Rejection of Income Tax Offset
The court further addressed the petitioners' claim that they should be allowed to offset potential income tax liabilities against the estate tax owed, specifically the amount of $25,877.59 that they would have paid had the gain from the installment obligations been accrued. The court emphasized that estate taxes and income taxes are fundamentally different in nature and cannot be offset against each other. The argument lacked statutory support and was deemed unpersuasive. The court clarified that the income tax was a liability of the decedent, while the estate tax was a separate obligation of the estate itself. Moreover, the court distinguished this case from precedent cited by the petitioners, indicating that the income tax liability discussed in Bull v. United States involved profits earned after the decedent's death, which was not applicable here.

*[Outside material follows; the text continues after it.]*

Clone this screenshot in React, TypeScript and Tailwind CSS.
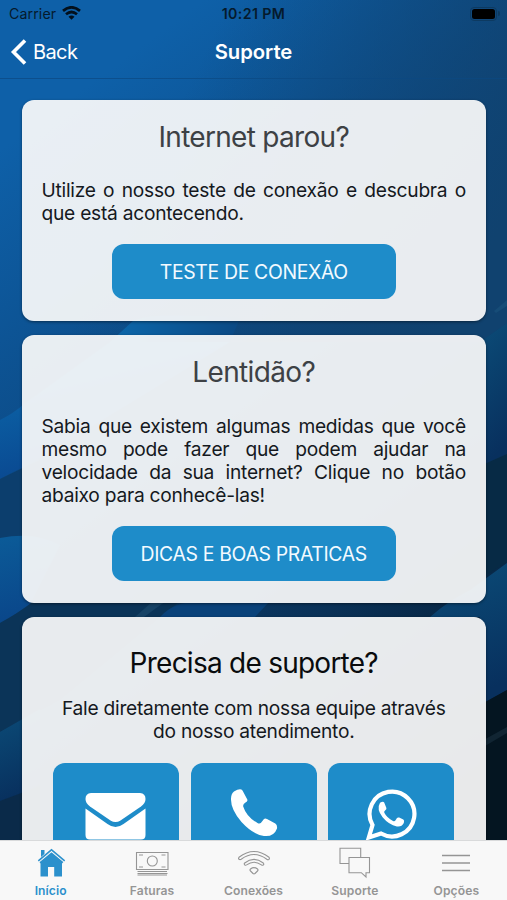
import type { ReactNode } from "react";

function Backdrop() {
  return (
    <svg className="absolute inset-0 h-full w-full" viewBox="0 0 507 900" preserveAspectRatio="none">
      <defs>
        <linearGradient id="base" gradientUnits="userSpaceOnUse" x1="0" y1="150" x2="480" y2="800">
          <stop offset="0" stopColor="#0e60a8" />
          <stop offset="0.35" stopColor="#0c4a85" />
          <stop offset="0.7" stopColor="#0a3157" />
          <stop offset="1" stopColor="#031422" />
        </linearGradient>
        <linearGradient id="corner" gradientUnits="userSpaceOnUse" x1="230" y1="0" x2="540" y2="150">
          <stop offset="0" stopColor="#10426f" stopOpacity="0" />
          <stop offset="1" stopColor="#10426f" />
        </linearGradient>
        <linearGradient id="wave" gradientUnits="userSpaceOnUse" x1="0" y1="400" x2="20" y2="475">
          <stop offset="0" stopColor="#0b60a4" />
          <stop offset="1" stopColor="#0a4a92" />
        </linearGradient>
        <linearGradient id="crest" gradientUnits="userSpaceOnUse" x1="118" y1="330" x2="235" y2="322">
          <stop offset="0" stopColor="#0b65a8" />
          <stop offset="1" stopColor="#0b4a85" />
        </linearGradient>
        <linearGradient id="swell" x1="0" y1="0" x2="0.2" y2="1">
          <stop offset="0" stopColor="#0b5b98" />
          <stop offset="1" stopColor="#0a468a" />
        </linearGradient>
        <linearGradient id="deep" x1="0" y1="0" x2="0.2" y2="1">
          <stop offset="0" stopColor="#0b4c78" />
          <stop offset="1" stopColor="#08305e" />
        </linearGradient>
      </defs>
      <rect width="507" height="900" fill="url(#base)" />
      <path d="M0 0H507V323L480 342H0Z" fill="url(#corner)" />
      <path d="M0 420 Q14 413 24 404 L110 342 L230 342 L30 464 Q12 472 0 479Z" fill="url(#wave)" />
      <path d="M110 342 L133 321 Q150 312 240 318 L230 342Z" fill="url(#crest)" />
      <path d="M0 479 Q14 472 40 460 L40 540 L0 538Z" fill="#0c3e6d" />
      <path d="M0 538 Q35 531 60 545 L30 604 Q15 615 0 623Z" fill="url(#swell)" />
      <path d="M0 623 Q17 614 34 601 L180 601 L60 700 L0 732Z" fill="#0b3458" />
      <path d="M135 617 L153 601 L166 601 L144 617Z" fill="#174366" />
      <path d="M160 617 Q173 602 200 601 L270 601 L255 617Z" fill="#0a427a" />
      <path d="M0 732 L40 709 L40 790 L0 801Z" fill="url(#deep)" />
      <path d="M0 801 L40 786 L40 840 L0 840Z" fill="#0a2a49" />
      <path d="M480 342 L507 323 L507 454 L480 466Z" fill="url(#deep)" />
      <path d="M480 466 L507 454 L507 562 L480 579Z" fill="#072a45" />
      <path d="M430 617 Q448 601 470 590 L507 563 L507 690 L480 705 L480 617Z" fill="url(#deep)" />
      <path d="M480 705 L507 690 L507 840 L480 840Z" fill="#041521" />
      <path d="M480 742 L507 727 L507 733 L480 749Z" fill="#112533" />
      <path d="M494 311 L507 300 L507 306 L496 313Z" fill="#1b5580" opacity="0.5" />
    </svg>
  );
}

function Card({ className, children }: { className: string; children: ReactNode }) {
  return (
    <section
      className={`flex w-full shrink-0 flex-col items-center rounded-[12px] bg-[#fafafa]/93 pr-[20px] pl-[19.5px] shadow-[0_1px_3px_rgba(0,0,0,0.45)] ${className}`}
    >
      {children}
    </section>
  );
}

function Action({ children }: { children: ReactNode }) {
  return (
    <button className="flex h-[55px] w-[284px] shrink-0 items-center justify-center rounded-[12px] bg-[#1e8cc9] pt-[2px] text-[19.4px] tracking-[-0.33px] whitespace-nowrap text-[#f3faff]">
      {children}
    </button>
  );
}

function Contact({ children }: { children: ReactNode }) {
  return (
    <button className="h-[126px] w-[126px] rounded-[12px] bg-[#1e8cc9] text-white">
      <svg className="h-[126px] w-[126px]" viewBox="0 0 126 126" fill="currentColor">
        {children}
      </svg>
    </button>
  );
}

function Tab({ label, active, children }: { label: string; active?: boolean; children: ReactNode }) {
  return (
    <button className={`flex flex-1 flex-col items-center ${active ? "text-[#2b90cc]" : "text-[#959595]"}`}>
      <svg className="mt-[3px] h-[38px] w-[40px]" viewBox="0 0 40 38" fill="none" stroke="currentColor" strokeWidth="1.1">
        {children}
      </svg>
      <span className="mt-[1px] text-[12.1px] leading-[15px] font-semibold tracking-[0.1px]">{label}</span>
    </button>
  );
}

export default function App() {
  return (
    <main className="relative flex h-[900px] w-[507px] flex-col overflow-hidden bg-[#0c4a85] font-['Inter','Liberation_Sans',sans-serif]">
      <Backdrop />
      <div className="relative grid h-[27px] shrink-0 grid-cols-3 items-center px-[9px] text-[14.2px] text-[#051a2c]">
        <div className="flex items-center gap-[6px]">
          <span className="tracking-[0.1px]">Carrier</span>
          <svg className="h-[14px] w-[19px]" viewBox="0 0 19 14" fill="none" stroke="#03101c" strokeWidth="2.7">
            <path d="M1 4.9Q9.5-2.3 18 4.9M4 8.3Q9.5 3.7 15 8.3" />
            <path d="M6.5 10.7Q9.5 8.5 12.5 10.7L9.5 13.8Z" fill="#03101c" stroke="none" />
          </svg>
        </div>
        <span className="text-center text-[14.2px] font-semibold tracking-[0.4px]">10:21 PM</span>
        <div className="flex items-center justify-end gap-[1px]">
          <span className="flex h-[14px] w-[27px] items-center justify-center rounded-[4px] border border-[#0d3a61]">
            <span className="h-[10px] w-[23px] rounded-[2.5px] bg-black" />
          </span>
          <span className="-mr-[2px] h-[5px] w-[2px] rounded-r-full bg-[#0d3a61]" />
        </div>
      </div>
      <header className="relative grid h-[52px] shrink-0 grid-cols-3 items-center border-b border-[#0c4982]/70 px-[10px] text-[20px] text-white">
        <div className="flex items-center gap-[6px]">
          <svg className="-mt-[2px] h-[26px] w-[17px]" viewBox="0 0 17 26" fill="none" stroke="currentColor" strokeWidth="3.6">
            <path d="M15 1.5 3.5 13 15 24.5" />
          </svg>
          <span className="-mt-[1px] tracking-[-0.6px]">Back</span>
        </div>
        <h1 className="text-center text-[20.3px] font-semibold tracking-[-0.05px]">Suporte</h1>
      </header>
      <div className="relative flex min-h-0 flex-1 flex-col gap-[14.7px] overflow-hidden pt-[21px] pr-[21px] pl-[22px] text-[19.2px] leading-[23px] tracking-[-0.26px] text-[#15191e]">
        <Card className="h-[220.6px]">
          <h2 className="mt-[19.6px] text-[28px] leading-[34px] tracking-[-0.7px] text-[#3d4145]">Internet parou?</h2>
          <p className="mt-[25px] mb-[19.2px] w-full text-justify">
            Utilize o nosso teste de conexão e descubra o que está acontecendo.
          </p>
          <Action>TESTE DE CONEXÃO</Action>
        </Card>
        <Card className="h-[267.3px]">
          <h2 className="mt-[19.8px] text-[28px] leading-[34px] tracking-[-0.65px] text-[#3d4145]">Lentidão?</h2>
          <p className="mt-[25.6px] mb-[19px] w-full text-justify">
            Sabia que existem algumas medidas que você mesmo pode fazer que podem ajudar na velocidade da sua internet?
            Clique no botão abaixo para conhecê-las!
          </p>
          <Action>DICAS E BOAS PRATICAS</Action>
        </Card>
        <Card className="h-[320px]">
          <h2 className="mt-[28.6px] text-[28px] leading-[34px] tracking-[-0.75px] text-[#090b0d]">Precisa de suporte?</h2>
          <p className="mt-[17.4px] mb-[19.7px] text-center">
            Fale diretamente com nossa equipe através
            <br />
            do nosso atendimento.
          </p>
          <div className="flex gap-[11.7px]">
            <Contact>
              <path d="M38 30H87Q92.5 30.5 92.5 36Q92.5 40 88 43.5L67.5 57.5Q62.5 60.5 57.5 57.5L37 43.5Q32.5 40 32.5 36Q32.5 30.5 38 30Z" />
              <path d="M32.5 45.5L54.5 61Q62.5 67 70.5 61L92.5 45.5V72Q92.5 76.5 88 76.5H37Q32.5 76.5 32.5 72Z" />
            </Contact>
            <Contact>
              <path d="M43 28.5Q49.5 24.5 51.5 27.5L56.3 36.5Q57 38.5 54.5 39.5Q51.8 41 52.2 43.5Q55.5 54 66.5 60Q69.5 61.5 71 58.5L73 56Q74.2 55 76 56L84.3 60.5Q86.5 62 86 65.5Q83 74 73 73Q62 71.5 50.5 59Q39.5 46 40 35.5Q40.2 30.5 43 28.5Z" />
            </Contact>
            <Contact>
              <path
                d="M40.8 74.5L44.5 62A22.4 22.4 0 1 1 53 70.5Z"
                fill="none"
                stroke="currentColor"
                strokeWidth="4.2"
              />
              <path d="M52 39.7Q55.3 37.8 56.2 39.5L58.4 45Q58.7 46.2 57.3 47.2Q55.7 48.5 56.3 49.8Q59 55 65 58Q66.8 58.7 67.7 57L69 55Q69.8 54 71.2 54.6L75.3 56.6Q76.7 57.5 75.8 60Q73.7 64.2 68.8 63.4Q61 62 54.6 54.3Q48.2 46 52 39.7Z" />
            </Contact>
          </div>
        </Card>
      </div>
      <nav className="relative flex h-[60px] shrink-0 border-t border-[#d9dadb] bg-[#f8f8f8]">
        <Tab label="Início" active>
          <path
            d="M8 17.5 20.5 6.5 33 17.5 31 19.5V32.5H23.2V23H17V32.5H9.5V19.5ZM10 6H13.5V10L10 13Z"
            fill="currentColor"
            stroke="none"
          />
          <path d="M7.5 18.3 20.5 7.5 33.5 18.3" stroke="#f8f8f8" strokeWidth="1.1" />
          <path d="M7.3 16.9 20.5 5.7 33.7 16.9" strokeWidth="1.5" />
        </Tab>
        <Tab label="Faturas">
          <path d="M4.5 8.5H36V25.5H4.5ZM5.5 27.5H35M5.5 29.5H35.5M5.5 31H35" />
          <circle cx="20.3" cy="17" r="5" />
          <path d="M7 11H11M29.5 11H33.5M7 23H11M29.5 23H33.5" />
        </Tab>
        <Tab label="Conexões">
          <path d="M5 13.3Q20 1.7 35 13.3Q36 14.7 34.8 15.5Q33.8 16 32.8 15.3Q20 5.8 7.2 15.3Q6 16 5 15.3Q4 14.2 5 13.3Z" />
          <path d="M10.7 19Q20 11.8 29.3 19Q30.3 20.2 29.2 21Q28.3 21.6 27.4 20.9Q20 15.5 12.6 20.9Q11.5 21.6 10.7 20.8Q9.8 19.8 10.7 19Z" />
          <path d="M16.5 25Q20 22.3 23.5 25Q24.5 26 23.5 27L21 29.5Q20 30.2 19 29.5L16.5 27Q15.5 26 16.5 25Z" />
        </Tab>
        <Tab label="Suporte">
          <path d="M14 19.5H5V4.3H25.7V13.3" />
          <path d="M14 13.5H34.5V28.7H31V33L26.3 28.7H14Z" />
        </Tab>
        <Tab label="Opções">
          <path d="M6 11.5H34M6 19H34M6 26.5H34" strokeWidth="1.3" />
        </Tab>
      </nav>
    </main>
  );
}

Therefore, the court affirmed that no offset could be applied for the income tax against the estate tax.
Conclusion of the Court
Ultimately, the U.S. Court of Appeals for the Ninth Circuit upheld the decision of the United States Board of Tax Appeals, affirming the inclusion of the unpaid installment notes in the gross estate. The court meticulously reasoned that the estate's classification as community property justified the inclusion of the notes at their face value. Additionally, the court found no merit in the arguments regarding the exclusion of the increment in value or the reliance on cost basis for valuation. The court's ruling clarified the treatment of installment obligations for estate tax purposes and reinforced the distinction between estate and income taxes. As a result, the decision confirmed the principle that all property must be included in the gross estate at fair market value as of the date of death, thereby affirming the Commissioner's assessment and the Board's ruling.